Given records —
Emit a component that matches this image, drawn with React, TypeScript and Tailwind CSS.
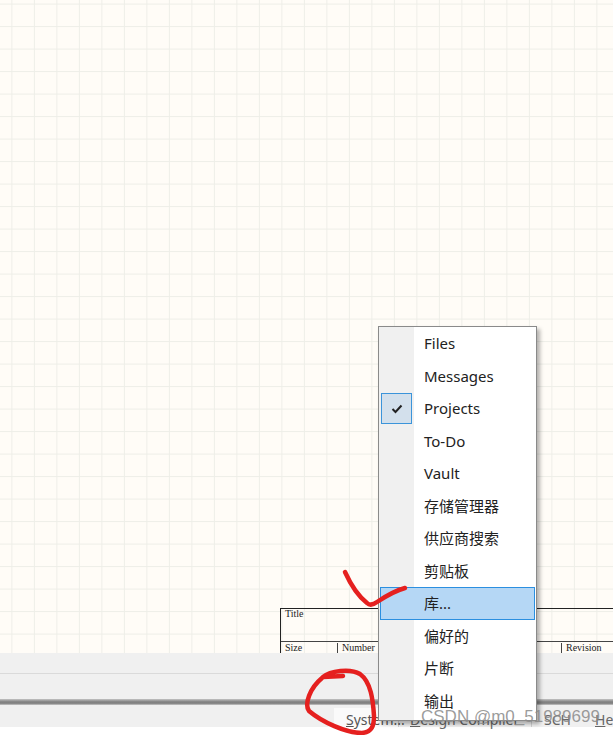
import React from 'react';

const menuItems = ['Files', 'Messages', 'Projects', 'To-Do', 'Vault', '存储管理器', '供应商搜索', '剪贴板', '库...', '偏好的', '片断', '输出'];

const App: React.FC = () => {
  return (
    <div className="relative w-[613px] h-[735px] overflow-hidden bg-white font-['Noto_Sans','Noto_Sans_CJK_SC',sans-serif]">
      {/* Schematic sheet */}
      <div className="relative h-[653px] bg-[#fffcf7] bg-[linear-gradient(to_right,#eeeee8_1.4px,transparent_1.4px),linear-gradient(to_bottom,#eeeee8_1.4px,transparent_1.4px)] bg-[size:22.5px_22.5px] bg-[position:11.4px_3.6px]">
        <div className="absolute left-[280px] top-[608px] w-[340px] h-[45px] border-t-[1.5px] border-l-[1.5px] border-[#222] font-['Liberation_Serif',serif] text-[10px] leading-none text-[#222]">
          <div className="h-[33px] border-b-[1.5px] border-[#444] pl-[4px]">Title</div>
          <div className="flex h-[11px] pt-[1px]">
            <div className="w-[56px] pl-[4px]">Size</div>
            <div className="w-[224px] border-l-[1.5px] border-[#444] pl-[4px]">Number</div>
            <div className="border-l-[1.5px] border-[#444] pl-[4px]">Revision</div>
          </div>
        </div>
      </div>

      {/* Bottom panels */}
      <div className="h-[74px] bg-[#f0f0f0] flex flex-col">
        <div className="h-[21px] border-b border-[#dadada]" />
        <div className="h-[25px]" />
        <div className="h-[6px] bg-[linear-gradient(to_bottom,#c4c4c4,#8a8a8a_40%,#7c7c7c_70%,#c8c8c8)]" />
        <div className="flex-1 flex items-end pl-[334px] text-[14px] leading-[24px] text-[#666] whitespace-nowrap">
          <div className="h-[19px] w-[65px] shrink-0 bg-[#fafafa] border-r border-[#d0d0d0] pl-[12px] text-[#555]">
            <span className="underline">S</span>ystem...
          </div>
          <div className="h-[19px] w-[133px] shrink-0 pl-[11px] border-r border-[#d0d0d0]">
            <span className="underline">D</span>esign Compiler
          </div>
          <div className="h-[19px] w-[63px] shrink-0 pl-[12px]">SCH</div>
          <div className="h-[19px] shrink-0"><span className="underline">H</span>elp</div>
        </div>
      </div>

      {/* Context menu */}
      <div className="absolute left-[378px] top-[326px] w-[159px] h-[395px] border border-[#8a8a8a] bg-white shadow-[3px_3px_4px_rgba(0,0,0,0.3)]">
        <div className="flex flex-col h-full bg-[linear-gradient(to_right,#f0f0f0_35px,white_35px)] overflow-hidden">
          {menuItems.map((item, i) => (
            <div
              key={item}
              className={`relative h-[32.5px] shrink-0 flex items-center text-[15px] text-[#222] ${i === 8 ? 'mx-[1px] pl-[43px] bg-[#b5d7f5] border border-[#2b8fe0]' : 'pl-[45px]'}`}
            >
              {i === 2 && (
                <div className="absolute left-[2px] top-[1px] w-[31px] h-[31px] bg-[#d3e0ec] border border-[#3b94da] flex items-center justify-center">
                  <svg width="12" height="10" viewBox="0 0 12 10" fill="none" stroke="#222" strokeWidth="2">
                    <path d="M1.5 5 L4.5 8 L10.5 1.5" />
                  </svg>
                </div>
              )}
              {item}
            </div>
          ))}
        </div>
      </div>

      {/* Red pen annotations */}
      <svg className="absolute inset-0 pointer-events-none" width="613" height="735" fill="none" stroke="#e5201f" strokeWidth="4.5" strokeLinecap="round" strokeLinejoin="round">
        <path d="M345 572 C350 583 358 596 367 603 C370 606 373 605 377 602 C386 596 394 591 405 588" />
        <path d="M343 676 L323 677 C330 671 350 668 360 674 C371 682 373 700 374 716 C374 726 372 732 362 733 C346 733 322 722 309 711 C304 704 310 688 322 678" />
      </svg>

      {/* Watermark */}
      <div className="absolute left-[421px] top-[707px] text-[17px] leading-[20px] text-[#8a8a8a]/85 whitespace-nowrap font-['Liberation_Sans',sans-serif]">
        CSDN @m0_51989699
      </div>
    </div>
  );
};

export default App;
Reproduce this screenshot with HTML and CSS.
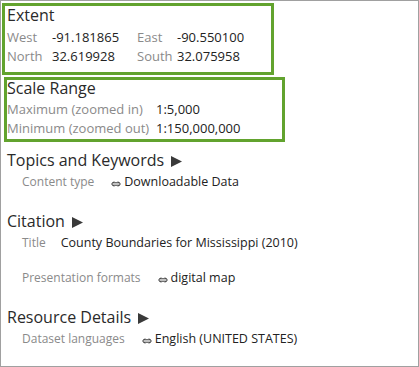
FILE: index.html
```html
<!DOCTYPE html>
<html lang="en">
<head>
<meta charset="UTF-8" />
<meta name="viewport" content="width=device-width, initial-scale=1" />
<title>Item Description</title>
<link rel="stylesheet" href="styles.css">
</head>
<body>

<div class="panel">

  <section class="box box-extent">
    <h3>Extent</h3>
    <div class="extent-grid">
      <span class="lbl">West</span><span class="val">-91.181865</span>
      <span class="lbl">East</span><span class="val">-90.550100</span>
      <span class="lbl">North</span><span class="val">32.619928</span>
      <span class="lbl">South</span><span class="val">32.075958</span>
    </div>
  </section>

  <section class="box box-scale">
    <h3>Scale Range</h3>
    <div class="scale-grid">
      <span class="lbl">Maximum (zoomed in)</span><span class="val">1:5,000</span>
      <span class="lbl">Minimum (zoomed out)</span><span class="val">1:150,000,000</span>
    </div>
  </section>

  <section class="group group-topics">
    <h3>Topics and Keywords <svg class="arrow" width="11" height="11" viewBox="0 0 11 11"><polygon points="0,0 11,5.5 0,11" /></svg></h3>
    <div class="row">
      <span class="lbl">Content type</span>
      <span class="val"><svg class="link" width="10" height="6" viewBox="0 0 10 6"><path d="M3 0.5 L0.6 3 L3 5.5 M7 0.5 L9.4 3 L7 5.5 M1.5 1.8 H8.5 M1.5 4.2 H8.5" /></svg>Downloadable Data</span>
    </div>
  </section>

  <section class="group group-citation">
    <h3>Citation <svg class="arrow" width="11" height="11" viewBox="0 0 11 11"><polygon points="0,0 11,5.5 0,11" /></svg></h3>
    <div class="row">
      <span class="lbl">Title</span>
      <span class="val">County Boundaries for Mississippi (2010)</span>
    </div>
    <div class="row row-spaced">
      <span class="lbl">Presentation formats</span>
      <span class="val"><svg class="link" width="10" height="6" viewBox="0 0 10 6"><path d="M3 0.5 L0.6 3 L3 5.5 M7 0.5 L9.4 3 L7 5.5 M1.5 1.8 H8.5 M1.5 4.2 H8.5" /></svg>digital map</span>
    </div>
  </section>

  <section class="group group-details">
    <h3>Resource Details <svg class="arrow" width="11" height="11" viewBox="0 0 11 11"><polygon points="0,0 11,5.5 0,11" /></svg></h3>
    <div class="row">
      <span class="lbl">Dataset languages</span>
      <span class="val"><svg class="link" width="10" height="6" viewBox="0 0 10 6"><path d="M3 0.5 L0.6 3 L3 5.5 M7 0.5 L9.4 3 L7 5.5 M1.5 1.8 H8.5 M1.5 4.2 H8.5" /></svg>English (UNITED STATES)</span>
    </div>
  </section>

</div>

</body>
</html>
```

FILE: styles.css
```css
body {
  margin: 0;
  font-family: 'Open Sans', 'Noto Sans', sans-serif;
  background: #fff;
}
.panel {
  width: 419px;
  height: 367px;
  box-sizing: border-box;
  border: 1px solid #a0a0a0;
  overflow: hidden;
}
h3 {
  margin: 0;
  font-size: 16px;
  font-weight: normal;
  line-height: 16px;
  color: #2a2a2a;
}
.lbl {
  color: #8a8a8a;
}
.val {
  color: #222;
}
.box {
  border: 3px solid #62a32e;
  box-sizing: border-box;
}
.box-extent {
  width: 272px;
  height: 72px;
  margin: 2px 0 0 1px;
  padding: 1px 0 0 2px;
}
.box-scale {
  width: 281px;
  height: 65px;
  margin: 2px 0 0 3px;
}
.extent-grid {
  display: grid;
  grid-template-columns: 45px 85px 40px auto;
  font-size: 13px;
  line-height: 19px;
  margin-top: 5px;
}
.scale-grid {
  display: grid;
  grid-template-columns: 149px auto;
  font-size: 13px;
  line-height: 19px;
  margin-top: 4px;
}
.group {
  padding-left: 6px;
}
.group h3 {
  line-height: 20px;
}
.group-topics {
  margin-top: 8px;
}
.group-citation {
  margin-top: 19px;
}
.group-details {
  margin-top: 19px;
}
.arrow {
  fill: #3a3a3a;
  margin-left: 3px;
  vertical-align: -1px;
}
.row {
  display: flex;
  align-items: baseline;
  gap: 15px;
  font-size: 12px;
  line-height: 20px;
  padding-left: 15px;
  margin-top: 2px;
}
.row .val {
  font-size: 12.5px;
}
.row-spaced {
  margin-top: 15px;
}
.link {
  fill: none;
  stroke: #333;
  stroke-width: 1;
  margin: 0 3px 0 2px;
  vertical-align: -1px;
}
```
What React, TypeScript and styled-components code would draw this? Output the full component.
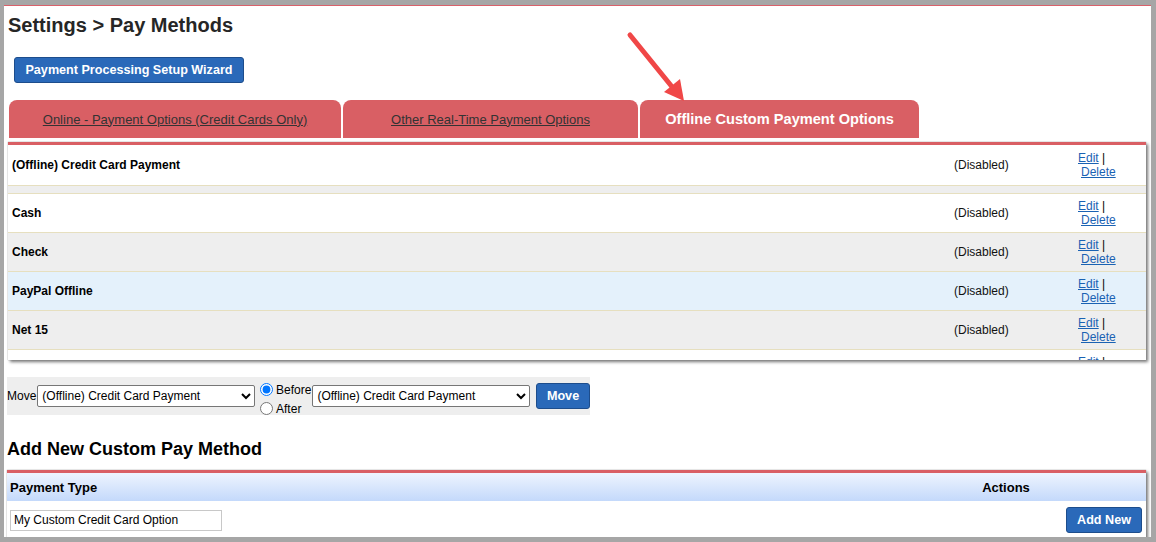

The request — Which lines include the word "this"? Copy every one of them.

Answer to the task —
Emit a component that matches this image, drawn with React, TypeScript and Tailwind CSS.
Reproduce this screenshot with HTML and CSS.
What React, TypeScript and styled-components code would draw this? Output the full component.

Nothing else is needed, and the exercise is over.